To understand why we made this strategic technological shift and how we achieved these results it helps to understand the status quo in real time transcription for contact centers. Often a hybrid model is used which combines separate complementary components. The first component is an acoustic model that translates the raw audio signal into phonemes, the basic units of human speech. Unfortunately the audio data alone can’t be used to construct a sentence of words, since phonemes can be combined in many different ways to construct words. To solve these ambiguities, a lexicon is used to map phonemes to possible words, and a third component, a language model, picks the most likely phrase or sentence from several candidates. This type of pipeline of separate components has been used for decades.
While hybrid architectures have been the standard, they have their limitations. First, because the acoustic model has been trained separately from the language model, they are not quite as powerful as a single larger model. In our new end-to-end architecture, the encoder gives a richer piece of data to the decoder than just phonemes; moreover the pieces of our architecture are all trained together, so they learn to work well together.
The separation of the model components in the legacy architecture has another constraint: it starts to get diminishing returns from more data. In contrast, our new integrated architecture requires more data, but also continues to improve more dramatically as we train it on new data. In other words, this new model is better able to take advantage of the large amounts of data that we encounter working with enterprise customers. Some of this data is text without audio or vice versa and leveraging it allows us to further boost model performance without expensive transcription annotation by humans. It’s worth noting the power of modern GPUs has catalyzed the success of these new techniques, enabling these larger jointly trained models to train on larger datasets in reasonable amounts of time.
Once trained, we can tally up all the metrics and see improvements across the board: The training process is simpler and easier to scale, it’s twice as cheap, and twice as fast*. The model also balances real time demand with historical accuracy: the model waits a few milliseconds to consider audio slightly into the future, giving it more context to predict the right words in virtually real time; finally the model contains a rescoring component that utilizes a larger window of audio to commit an even more accurate transcription to the historical record. Both our real time and historical transcription capabilities are advancing the state of the art.

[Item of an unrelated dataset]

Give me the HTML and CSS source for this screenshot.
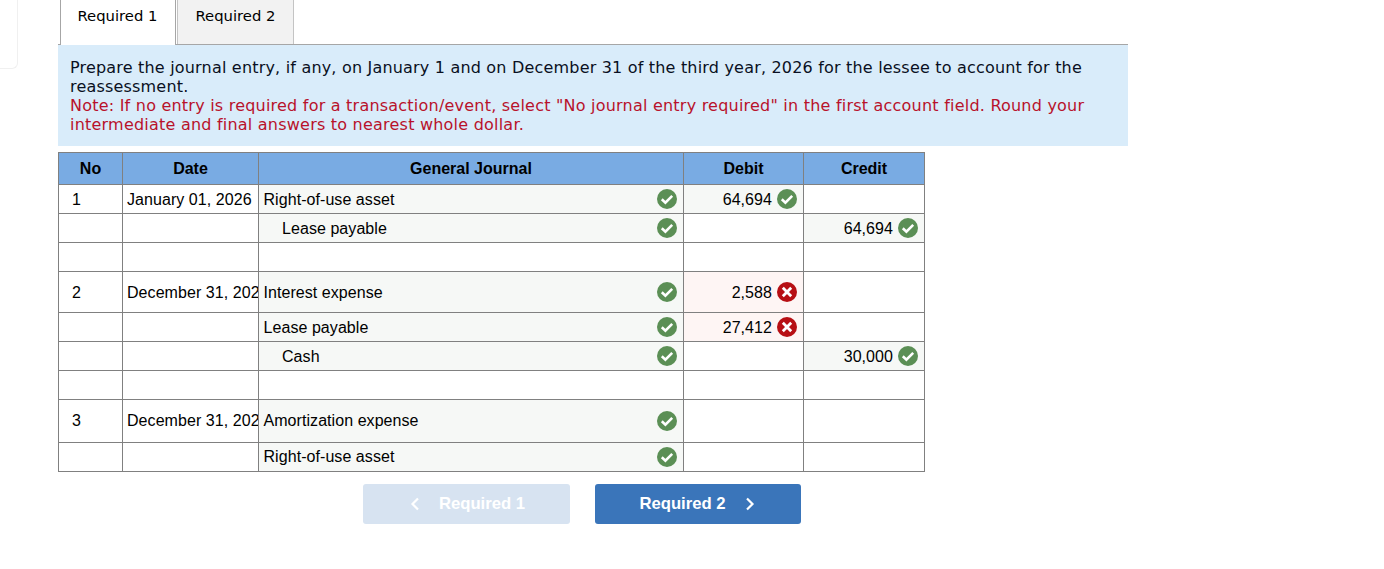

ASAPP E2E Performance By the Numbers
This was not an easy task. ASAPP has a world class team that continuously looks for ways to improve our speech capabilities. The nexus of GPU power, better modeling techniques, and bigger datasets reduces the need for an external language model and enables them to train the whole thing end to end. These improvements translate into better, faster models that our customers can leverage for their speech transcription needs.